4. Specify the damages to which you are entitled if the service provider discloses any data without your consent by using a multiplier connected to the extent of the disclosure, instead of a fixed sum, and characterized as general damages.
5. Obligate the service provider to resist — to the extent lawful and as soon as possible — orders to disclose information without your consent.
6. Obligate the service provider to cooperate with you in any regulators’ investigations.
7. Prohibit the service provider from dealing with any regulators related to your information without your participation.

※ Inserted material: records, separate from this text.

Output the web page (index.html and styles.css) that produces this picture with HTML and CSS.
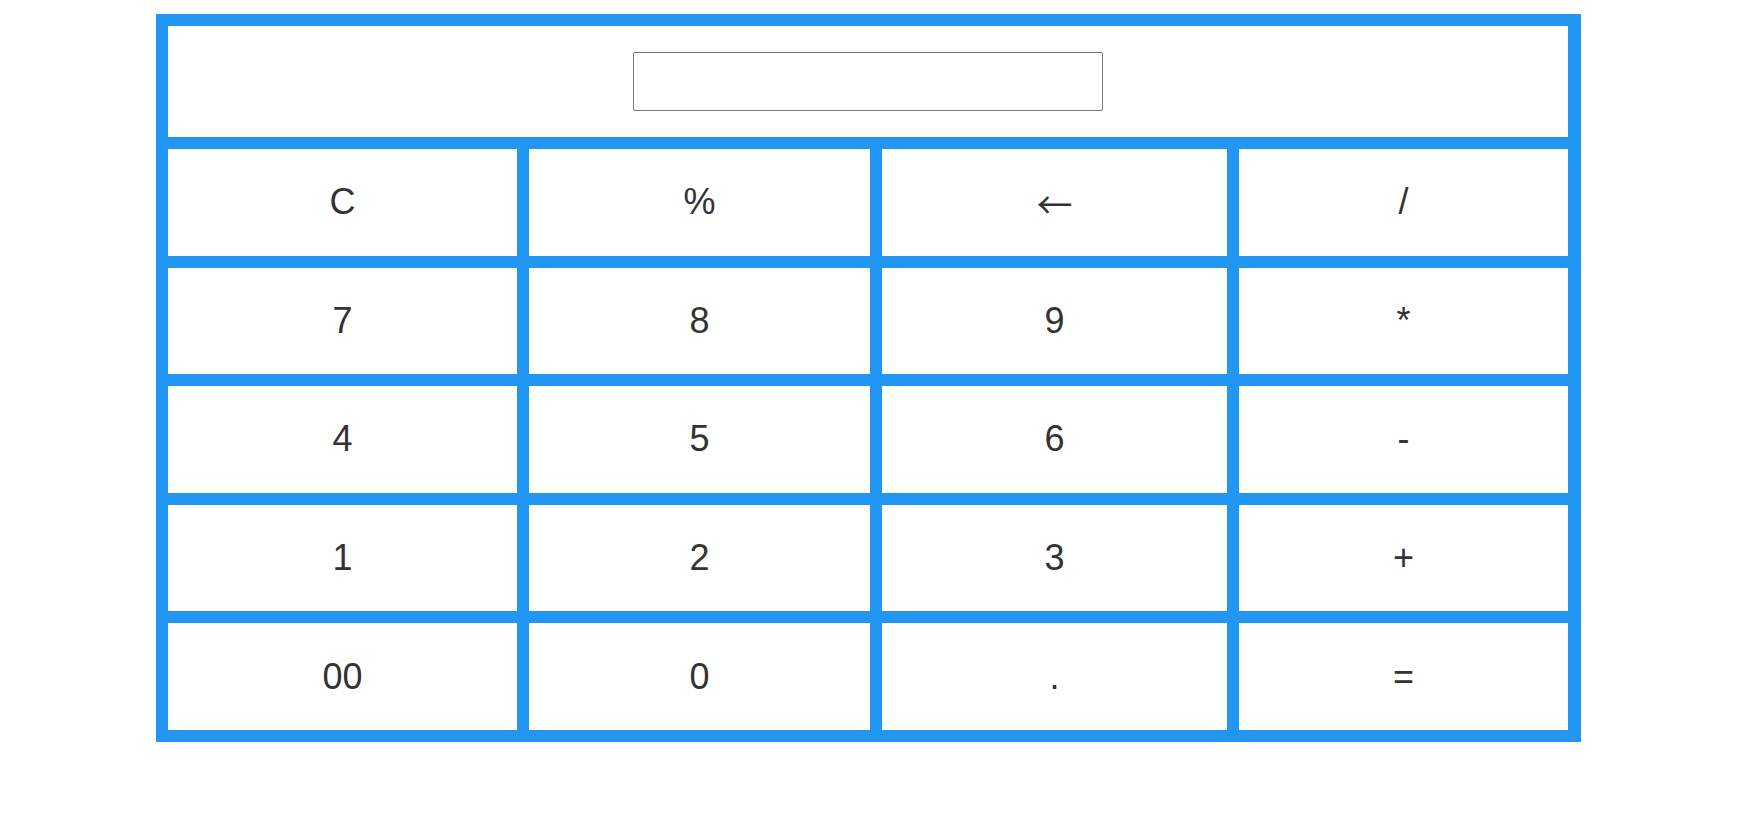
FILE: index.html
```html
<!DOCTYPE html>
<html lang="en">
<head>
<meta charset="utf-8">
<title>Calculator</title>
<link rel="stylesheet" href="styles.css">
</head>
<body>
<div class="calc">
  <div class="display"><input class="screen" type="text"></div>
  <div class="key">C</div>
  <div class="key">%</div>
  <div class="key key-arrow">←</div>
  <div class="key">/</div>
  <div class="key">7</div>
  <div class="key">8</div>
  <div class="key">9</div>
  <div class="key">*</div>
  <div class="key">4</div>
  <div class="key">5</div>
  <div class="key">6</div>
  <div class="key">-</div>
  <div class="key">1</div>
  <div class="key">2</div>
  <div class="key">3</div>
  <div class="key">+</div>
  <div class="key">00</div>
  <div class="key">0</div>
  <div class="key">.</div>
  <div class="key">=</div>
</div>
</body>
</html>
```
FILE: styles.css
```css
html, body {
  margin: 0;
  padding: 0;
  background: #ffffff;
}
body {
  font-family: "Liberation Sans", Arial, sans-serif;
}
.calc {
  box-sizing: border-box;
  margin: 14px 0 0 156px;
  width: 1425px;
  height: 728px;
  padding: 12px 13px 12px 12px;
  background: #2196f3;
  display: grid;
  grid-template-columns: 349px 341px 345px 329px;
  grid-template-rows: 111px repeat(5, 1fr);
  gap: 12px;
}
.display {
  grid-column: 1 / -1;
  background: #ffffff;
  display: flex;
  align-items: center;
  justify-content: center;
}
.screen {
  box-sizing: border-box;
  width: 470px;
  height: 59px;
  margin: 0;
  border: 1px solid #767676;
  border-radius: 2px;
  background: #ffffff;
  padding: 0 4px;
  font-size: 24px;
}
.key {
  background: #ffffff;
  display: flex;
  align-items: center;
  justify-content: center;
  font-size: 36px;
  color: #333333;
}
.key-arrow {
  font-family: "Noto Sans CJK JP", "DejaVu Sans", sans-serif;
  padding-top: 2px;
}
```
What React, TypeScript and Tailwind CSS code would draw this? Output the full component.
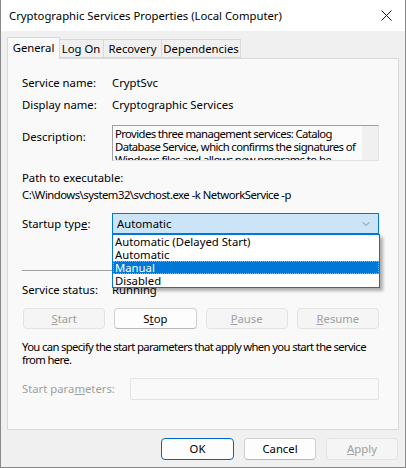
import { ChevronDown } from "lucide-react";

const font = { fontFamily: '"Noto Sans", "Segoe UI", sans-serif' };

function Tab({ label, width, active = false }: { label: string; width: string; active?: boolean }) {
  if (active) {
    return (
      <div className={`${width} h-[22px] -mb-px z-10 border border-b-0 border-[#d9d9d9] bg-[#f9f9f9] flex items-start justify-center pt-[2px] text-[11.3px] leading-4`}>
        {label}
      </div>
    );
  }
  return (
    <div className={`${width} h-[19px] -ml-px border border-[#d9d9d9] bg-[#f0f0f0] flex items-center justify-center text-[11.3px] leading-4 whitespace-nowrap`}>
      {label}
    </div>
  );
}

function Btn({ children, disabled = false, primary = false, className = "" }: { children: React.ReactNode; disabled?: boolean; primary?: boolean; className?: string }) {
  let tone = "border-[#d0d0d0] border-b-[#b8b8b8] bg-[#fdfdfd] text-black";
  if (disabled) tone = "border-[#e3e3e3] bg-[#f5f5f5] text-[#a0a0a0]";
  if (primary) tone = "border-[#0067c0] bg-[#fdfdfd] text-black";
  return (
    <div className={`h-[21px] rounded-[4px] border flex items-center justify-center text-[11.3px] leading-4 ${tone} ${className}`}>
      {children}
    </div>
  );
}

const options = ["Automatic (Delayed Start)", "Automatic", "Manual", "Disabled"];

export default function App() {
  return (
    <div style={font} className="w-[406px] h-[468px] flex flex-col bg-[#f0f0f0] border-x border-b border-[#8a8a8a] text-black overflow-hidden">
      {/* title bar */}
      <div className="h-[31px] bg-white flex items-center justify-between pl-[8px] pr-[12px] shrink-0">
        <span className="text-[11.3px] leading-4">Cryptographic Services Properties (Local Computer)</span>
        <svg width="11" height="11" viewBox="0 0 11 11" className="mr-[1px]">
          <path d="M0.5 0.5L10.5 10.5M10.5 0.5L0.5 10.5" stroke="#1a1a1a" strokeWidth="1" />
        </svg>
      </div>

      <div className="flex flex-col px-[6px] pt-[6px]">
        {/* tabs */}
        <div className="flex items-end h-[21px]">
          <Tab label="General" width="w-[53px]" active />
          <div className="flex items-end -ml-px">
            <Tab label="Log On" width="w-[46px]" />
            <Tab label="Recovery" width="w-[59px]" />
            <Tab label="Dependencies" width="w-[80px]" />
          </div>
        </div>

        {/* panel */}
        <div className="relative h-[372px] border border-[#d9d9d9] bg-[#f9f9f9] pl-[14px] pt-[16px] text-[11.3px] leading-4">
          <div className="flex">
            <span className="w-[90px]">Service name:</span>
            <span>CryptSvc</span>
          </div>
          <div className="flex mt-[6px]">
            <span className="w-[90px]">Display name:</span>
            <span>Cryptographic Services</span>
          </div>
          <div className="flex mt-[12px]">
            <span className="w-[90px] pt-[4px]">Description:</span>
            <div className="w-[267px] h-[36px] flex border-t border-l border-[#a0a0a0] border-r border-b border-r-[#e3e3e3] border-b-[#e3e3e3] bg-[#fbfbfb] overflow-hidden">
              <div className="flex-1 pl-[2px] pt-[1px] leading-[13px] whitespace-nowrap overflow-hidden tracking-[-0.6px]">
                Provides three management services: Catalog
                <br />
                Database Service, which confirms the signatures of
                <br />
                Windows files and allows new programs to be
              </div>
              <div className="w-[16px] shrink-0 bg-[#f0f0f0]" />
            </div>
          </div>
          <div className="mt-[9px]">Path to executable:</div>
          <div className="mt-[1px] tracking-[-0.5px] whitespace-nowrap">C:\Windows\system32\svchost.exe -k NetworkService -p</div>

          <div className="flex items-center mt-[10px]">
            <span className="w-[90px]">
              Startup typ<span className="underline">e</span>:
            </span>
            <div className="w-[267px] h-[21px] border border-[#0078d7] bg-[#cce4f7] flex items-center justify-between pl-[4px] pr-[6px]">
              <span>Automatic</span>
              <ChevronDown size={12} strokeWidth={1.25} color="#555" />
            </div>
          </div>

          <div className="mt-[36px] w-[357px] h-px bg-[#a0a0a0]" />

          <div className="flex mt-[11px]">
            <span className="w-[90px]">Service status:</span>
            <span>Running</span>
          </div>

          <div className="grid grid-cols-4 gap-[9px] w-[356px] mt-[10px] ml-px">
            <Btn disabled>
              <span className="underline">S</span>tart
            </Btn>
            <Btn>
              S<span className="underline">t</span>op
            </Btn>
            <Btn disabled>
              <span className="underline">P</span>ause
            </Btn>
            <Btn disabled>
              <span className="underline">R</span>esume
            </Btn>
          </div>

          <div className="mt-[11px] leading-[13px] whitespace-nowrap tracking-[-0.65px]">
            You can specify the start parameters that apply when you start the service
            <br />
            from here.
          </div>

          <div className="flex items-center mt-[12px]">
            <span className="w-[108px] text-[#a0a0a0]">
              Start para<span className="underline">m</span>eters:
            </span>
            <div className="w-[249px] h-[22px] border border-[#e3e3e3] rounded-[2px] bg-[#f9f9f9]" />
          </div>

          {/* open dropdown list */}
          <div className="absolute left-[104px] top-[175px] w-[268px] border border-[#0078d7] bg-white shadow-[3px_3px_3px_rgba(0,0,0,0.3)] leading-[13px]">
            {options.map((o) => (
              <div
                key={o}
                className={
                  o === "Manual"
                    ? "h-[13px] pl-[2px] bg-[#0078d7] text-white outline-1 outline-dotted outline-[#f5a142] -outline-offset-1"
                    : "h-[13px] pl-[2px]"
                }
              >
                {o}
              </div>
            ))}
          </div>
        </div>

        {/* dialog buttons */}
        <div className="flex justify-end gap-[10px] mt-[8px] pr-[1px]">
          <Btn primary className="w-[73px] h-[22px]">OK</Btn>
          <Btn className="w-[72px] h-[22px]">Cancel</Btn>
          <Btn disabled className="w-[72px] h-[22px]">
            <span className="underline">A</span>pply
          </Btn>
        </div>
      </div>
    </div>
  );
}
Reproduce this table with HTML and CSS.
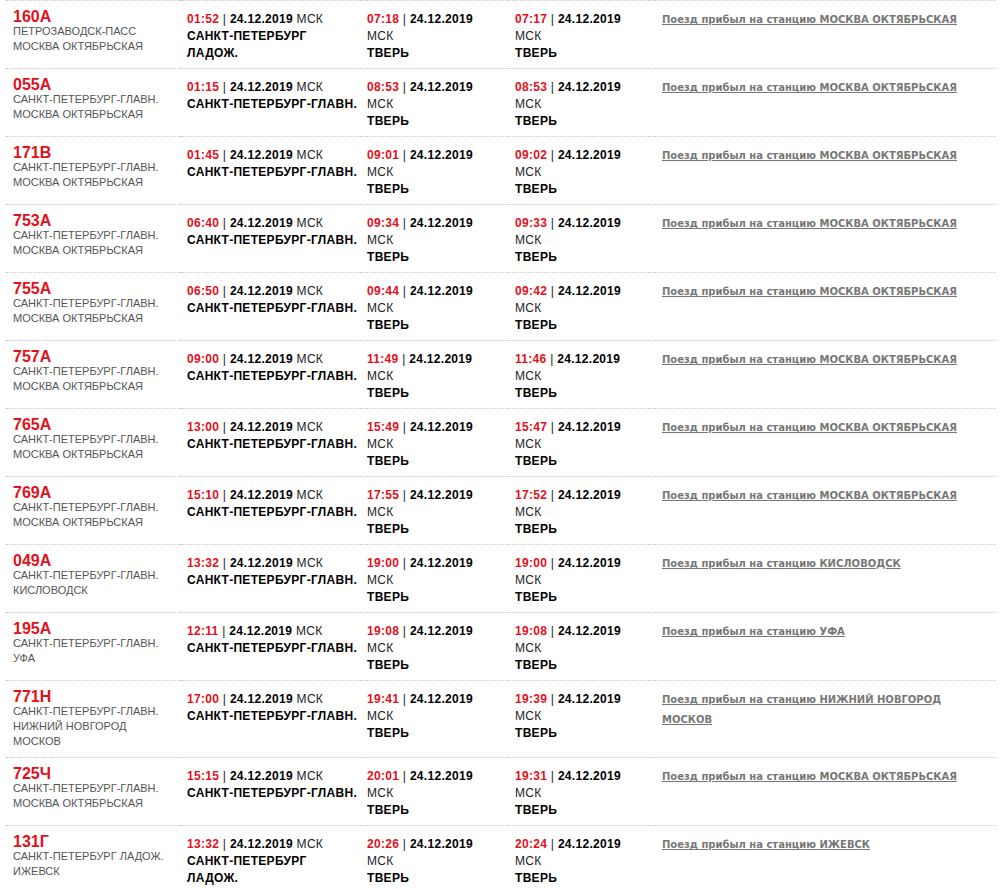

8. Implement safeguards to protect information. Require that the service provider abide by accepted information security standards instead of constantly changing technologies — and that they be regularly audited against them by a third party, with access to the audit reports available to you. The provider should warrant it will do so and will cover your costs if there is a breach resulting from its lapse. Include your ability to audit your users’ access of the data.
9. Insist on full indemnity, without limitations, for liability related to privacy and security. The provider’s warranty and indemnity should cover all of your costs and any remedies you must offer your customers due to a security breach. Require the provider have and maintain adequate insurance for such incidents, and provide you with certificates of insurance.
10. Provide that you can get your data back and the service provider cannot retain or use it after the contract ends — and make sure you get all your data back!
Q What are the best practices for decision-making around cloud computing?
A As with any new program involving the handling of personal information, your organization should undertake a privacy impact assessment (PIA). PIAs are a systematic way of canvassing all of the privacy issues inherent in a project to identify — and hopefully mitigate — them. PIAs are widely done in the public sector; private sector organizations considering moving customer or employee data to a service provider should also conduct a PIA.